Ephesians 3:16 adds the prayer for inner strengthening: 'I pray that out of his glorious riches he may strengthen you with power through his Spirit in your inner being.' Lynch's genius was to translate this Pauline pneumatology into lyric prayer, making abstract theological categories - the Spirit's gifts, fruits, and indwelling - into the language of personal longing. The hymn does not catechize the singer about the Spirit; it voices the singer's own desire to be shaped by the Spirit.
The Victorian Congregationalist tradition from which Lynch came was notably skeptical of emotional enthusiasm, placing high value on intellectual integrity and honest questioning. The controversy surrounding The Rivulet arose precisely because Lynch refused to write the formulaic evangelical sentimentality his critics preferred. Gracious Spirit, Dwell with Me is not sentimental: its petitions are specific, its theology is careful, and its implicit acknowledgment that the Spirit's work is gradual and transformative rather than instant and dramatic places it squarely in the Reformed tradition's understanding of sanctification.

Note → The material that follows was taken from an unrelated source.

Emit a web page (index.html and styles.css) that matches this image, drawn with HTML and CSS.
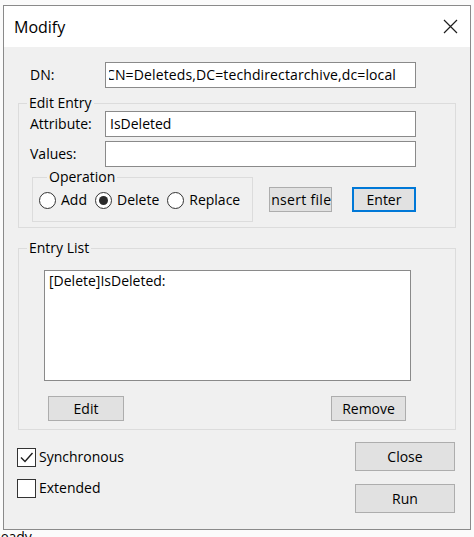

Set to the tune 'Redhead No. 76' by Richard Redhead - a composer of over two hundred hymn tunes for the Anglo-Catholic revival - the hymn acquired a dignity and restraint in its musical setting that matched Lynch's careful text. The pairing of a Congregationalist text with a tune from the Anglo-Catholic tradition was itself a small ecumenical miracle, illustrating how great hymn music transcends the boundaries of its origin.
In an age of renewed interest in pneumatology - the theology of the Holy Spirit - Lynch's hymn offers a model of Spirit-prayer that is theologically rich without being experientially prescriptive, asking for transformation without dictating its precise emotional form. Its enduring value lies in that rare combination: doctrinal precision in the garb of personal longing.